The play’s examination of Jewishness — and Miller’s own difficult relationship with his Jewish heritage — is also impossible to ignore, Fein said. The playwright was an outspoken atheist; Fein was brought up in a Jewish household and describes himself as “nonreligious.”
“Broken Glass” has, like “Fiddler on the Roof,” made Fein contemplate his own identity, he said. “It’s made me reckon with what my responsibility is as a Jew,” he said. “And I don’t know the answer to that.”
Born in Philadelphia, Fein grew up in what he described as a “huge, sprawling family.” Music rather than theater was the household obsession, but nonetheless many birthday and Hanukkah gifts were tickets for shows, often in New York City.
Fein caught the drama bug in high school and went on to study at New York University, then decamped to Berlin for three months — a “transformative” experience, he said. “I saw theater every night: the Schaubühne, the Volksbühne, the Berliner Ensemble.”

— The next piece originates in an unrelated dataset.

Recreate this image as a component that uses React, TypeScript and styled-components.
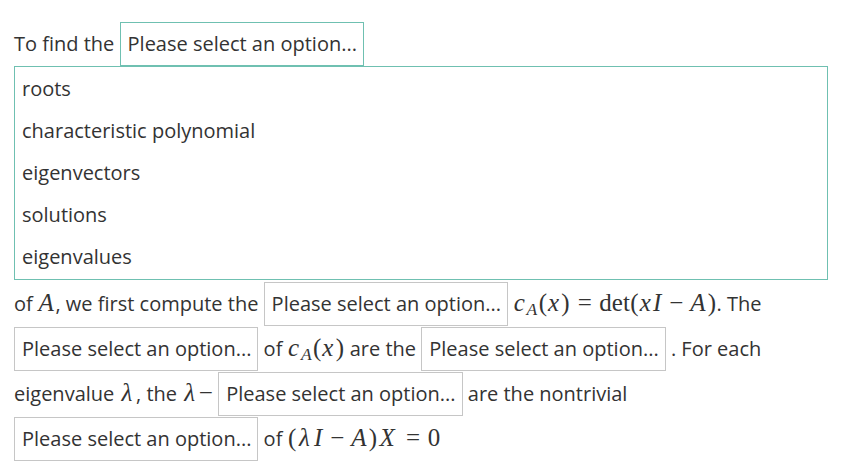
import React from "react";
import styled, { createGlobalStyle } from "styled-components";

const Global = createGlobalStyle`
  html, body { margin: 0; padding: 0; background: #ffffff; }
  body { font-family: "Open Sans", "Liberation Sans", sans-serif; }
`;

const Page = styled.div`
  width: 814px;
  padding: 22px 20px 0 14px;
  font-family: "Open Sans", "Liberation Sans", sans-serif;
  font-size: 20px;
  line-height: 28px;
  color: #333333;
`;

const Choice = styled.span<{ $open?: boolean }>`
  display: inline-block;
  box-sizing: border-box;
  height: 44px;
  padding: 8px 6px 8px 7px;
  line-height: 26px;
  border: 1px solid ${(p) => (p.$open ? "#6fc0b1" : "#c6c6c6")};
  margin-bottom: 1px;
  vertical-align: baseline;
  color: #333333;
  white-space: nowrap;
`;

const Listbox = styled.div`
  box-sizing: border-box;
  border: 1px solid #6fc0b1;
  padding: 1px 0;
  margin: -1px 0 2px;
`;

const Item = styled.div`
  height: 42px;
  line-height: 42px;
  padding: 0 7px;
  color: #333333;
`;

const M = styled.span`
  font-family: "Liberation Serif", "DejaVu Serif", serif;
  font-size: 25px;
  font-style: normal;
  white-space: nowrap;
`;

const V = styled.i<{ $wide?: boolean }>`
  font-family: "Liberation Serif", "DejaVu Serif", serif;
  font-style: italic;
  padding: 0 ${(p) => (p.$wide ? "0.15em 0 0.08em" : "0.07em 0 0.02em")};
`;

const Sub = styled.i`
  font-style: italic;
  font-size: 0.7em;
  position: relative;
  top: 0.25em;
  padding-right: 0.05em;
`;

const Paren = styled.span`
  padding: 0 0.02em;
`;

const Bin = styled.span<{ $rel?: boolean }>`
  display: inline-block;
  margin: 0 ${(p) => (p.$rel ? "0.3em" : "0.25em")};
`;

const options = [
  "roots",
  "characteristic polynomial",
  "eigenvectors",
  "solutions",
  "eigenvalues",
];

const PH = "Please select an option...";

const CA = () => (
  <>
    <V>c</V>
    <Sub>A</Sub>
    <Paren>(</Paren>
    <V>x</V>
    <Paren>)</Paren>
  </>
);

export default function App() {
  return (
    <>
      <Global />
      <Page>
        To find the <Choice $open>{PH}</Choice>
        <Listbox>
          {options.map((o) => (
            <Item key={o}>{o}</Item>
          ))}
        </Listbox>
        of{" "}
        <M>
          <V>A</V>
        </M>
        , we first compute the <Choice>{PH}</Choice>{" "}
        <M>
          <CA />
          <Bin $rel>=</Bin>det<Paren>(</Paren>
          <V>x</V>
          <V>I</V>
          <Bin>−</Bin>
          <V>A</V>
          <Paren>)</Paren>
        </M>
        . The <Choice>{PH}</Choice> of{" "}
        <M>
          <CA />
        </M>{" "}
        are the <Choice>{PH}</Choice> . For each eigenvalue{" "}
        <M>
          <V $wide>λ</V>
        </M>
        , the{" "}
        <M>
          <V $wide>λ</V>−
        </M>{" "}
        <Choice>{PH}</Choice> are the nontrivial <Choice>{PH}</Choice> of{" "}
        <M>
          <Paren>(</Paren>
          <V $wide>λ</V>
          <V>I</V>
          <Bin>−</Bin>
          <V>A</V>
          <Paren>)</Paren>
          <V $wide>X</V>
          <Bin $rel>=</Bin>0
        </M>
      </Page>
    </>
  );
}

A taste for the experimental came with him when he returned to New York — he cited influences including the Wooster Group and Ivo van Hove’s collaborations with the Theater Workshop — but he was also itching to work on bigger stages.
As well as dipping his toe into opera and off-off-Broadway shows, one of Fein’s first assistant director jobs was on Scott Ellis’s 2014 Broadway production of “The Elephant Man.” This led to a yearslong connection with Daniel Fish’s sexily stripped-back “Oklahoma!”, which he assisted on before shepherding it to London as a co-director in 2022.
“There were points where I really thought I was making a mistake by not focusing on one thing,” Fein said. “But in retrospect, I feel so lucky. Everything from wonderful downtown theater at the Bushwick Starr to assisting on fancy Broadway shows — all those parts of my brain feel developed.”
Music has also retained its hold on his imagination. As well as directing operas by Tchaikovsky, Mozart, Britten and Korngold, Fein has shown a passionate love for musical theater. (He first encountered “Into the Woods” on VHS as a child, he said, and had always dreamed of staging it.)
He said he had little time for people who regard musicals as a lesser art form. “Often musicals — do I want to say this? — aren’t treated seriously by the people making them,” he said. They required “rigor,” he added, which wasn’t always on show.
Fein’s versions of “Fiddler on the Roof” and “Into the Woods” both exhibit seriousness of purpose as well as a sense of fun. Both are also collaborations with his offstage partner, the British designer Tom Scutt — who is also the reason that Fein has been based in London since 2019.
They are still figuring out the best way to work together, Fein said. “The creative part, we’re really good at,” he said. “The hardest part is like: We’ve just had breakfast together, how do we move into talking about Act 2?”
Fein said he relished the variety of theater in London but missed the scrappy energy and tolerance for risk in New York’s independent scene. “Because of the lack of financial support, there’s sometimes more experimentation,” he said. “The stakes are very high.”
Even if London feels like home, he added, it is a strange time to be an American living abroad — particularly while rehearsing a play about experiencing violence at a remove, filtered through the filter of the news media.
“I’m at this amazing moment in my life where I’m getting to make things I love and with people I love, but the world around me is so dark,” he said. “That contrast can be quite overwhelming.”
Broken Glass Through April 18 at the Young Vic in London; youngvic.org.